Revenue is recognized net of taxes collected from customers, which are subsequently remitted to governmental authorities.

Contract costs
We do not recognize any assets associated with the incremental costs of obtaining a contract with a customer (for example, a sales commission) that we expect to recover. Most of our revenue is recognized at a point-in-time or over a period of one year or less, and we use the practical expedient that allows us to recognize the incremental costs of obtaining a contract as an expense when incurred if the amortization period of the asset that we otherwise would have recognized is one year or less.
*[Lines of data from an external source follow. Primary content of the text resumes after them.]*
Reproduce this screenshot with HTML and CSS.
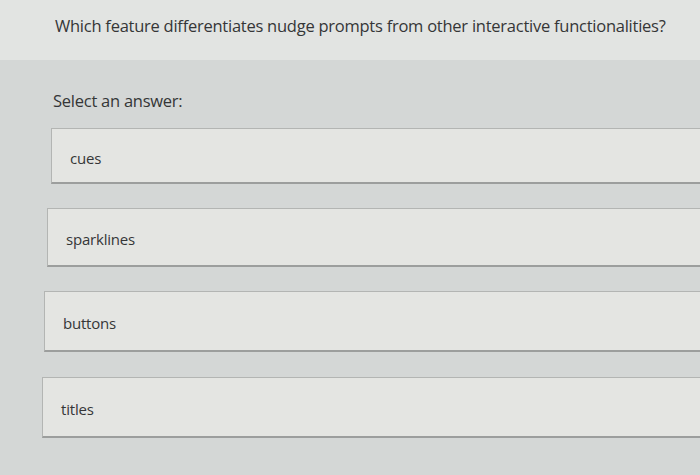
FILE: index.html
```html
<!DOCTYPE html>
<html lang="en">
<head>
  <meta charset="UTF-8" />
  <title>Question</title>
  <link rel="stylesheet" href="styles.css">
</head>
<body>
  <div class="question">
    <p>Which feature differentiates nudge prompts from other interactive functionalities?</p>
  </div>

  <div class="answers">
    <div class="prompt">Select an answer:</div>
    <div class="option">cues</div>
    <div class="option">sparklines</div>
    <div class="option">buttons</div>
    <div class="option">titles</div>
  </div>
</body>
</html>
```

FILE: styles.css
```css
body {
  margin: 0;
  font-family: "Open Sans", "Noto Sans", sans-serif;
  color: #353637;
  background: #d4d7d6;
  overflow: hidden;
}

.question {
  background: #e2e4e2;
  height: 60px;
  padding: 0 0 0 55px;
  box-sizing: border-box;
}

.question p {
  margin: 0;
  padding-top: 14px;
  font-size: 16.5px;
  letter-spacing: -0.25px;
}

.answers {
  padding-top: 29px;
}

.prompt {
  font-size: 16.5px;
  margin-left: 53px;
  letter-spacing: -0.25px;
  margin-bottom: 16px;
}

.option {
  background: #e4e5e2;
  border: 1px solid #b3b5b3;
  border-bottom: 2px solid #9c9e9d;
  border-right: none;
  font-size: 15px;
  letter-spacing: -0.2px;
  display: flex;
  align-items: center;
  padding: 4px 0 0 18px;
  margin-bottom: 24px;
  box-sizing: border-box;
}

.option:nth-child(2) {
  margin-left: 51px;
  height: 56px;
}

.option:nth-child(3) {
  margin-left: 47px;
  height: 59px;
}

.option:nth-child(4) {
  margin-left: 44px;
  height: 61px;
  margin-bottom: 25px;
}

.option:nth-child(5) {
  margin-left: 42px;
  height: 61px;
}
```
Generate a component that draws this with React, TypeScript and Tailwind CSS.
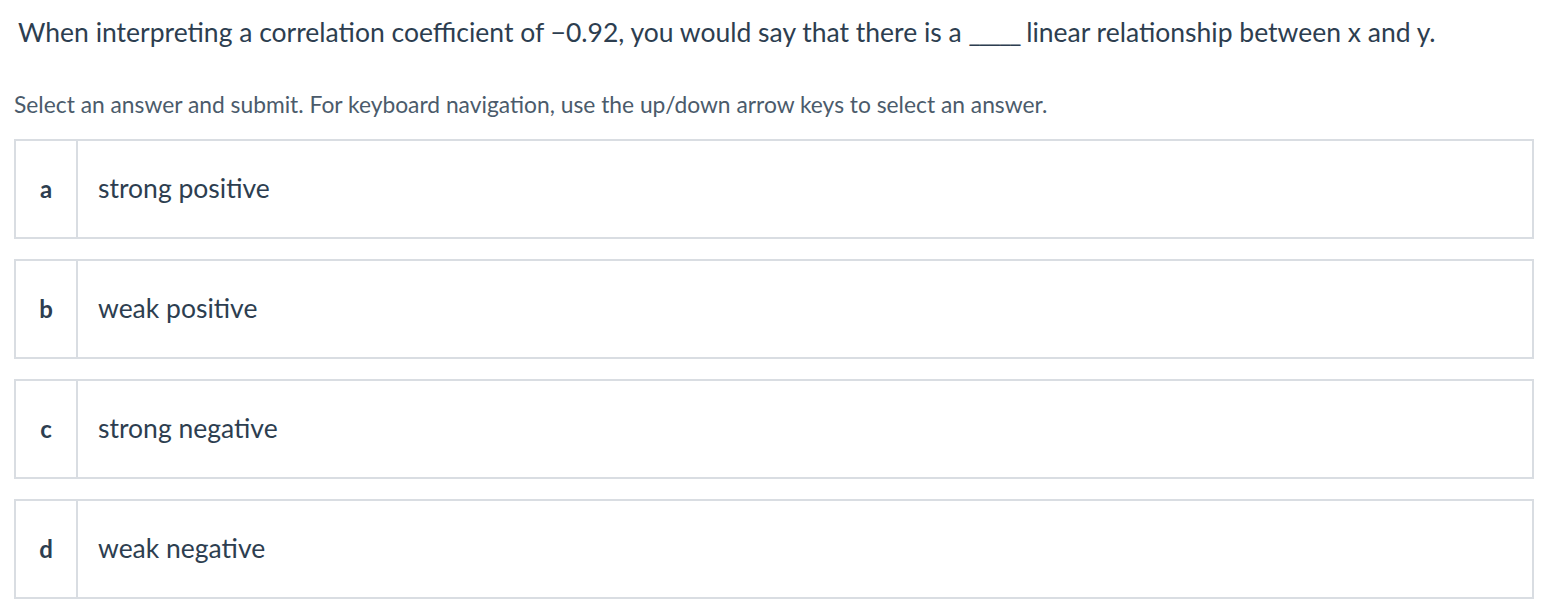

Contract estimates and judgments
Our revenues accounted for under Topic 606 generally do not require significant estimates or judgments, primarily for the following reasons:
The transaction price is generally fixed and stated on our contracts;
As noted above, our contracts generally do not include multiple performance obligations, and accordingly do not generally require estimates of the standalone selling price for each performance obligation;
Our revenues do not include material amounts of variable consideration, or result in significant obligations associated with returns, refunds or warranties; and
Most of our revenue is recognized as of a point-in-time and the timing of the satisfaction of the applicable performance obligations is readily determinable. As noted above, our Topic 606 revenue is generally recognized at the time of delivery to, or pick-up by, the customer.
We monitor and review our estimated standalone selling prices on a regular basis.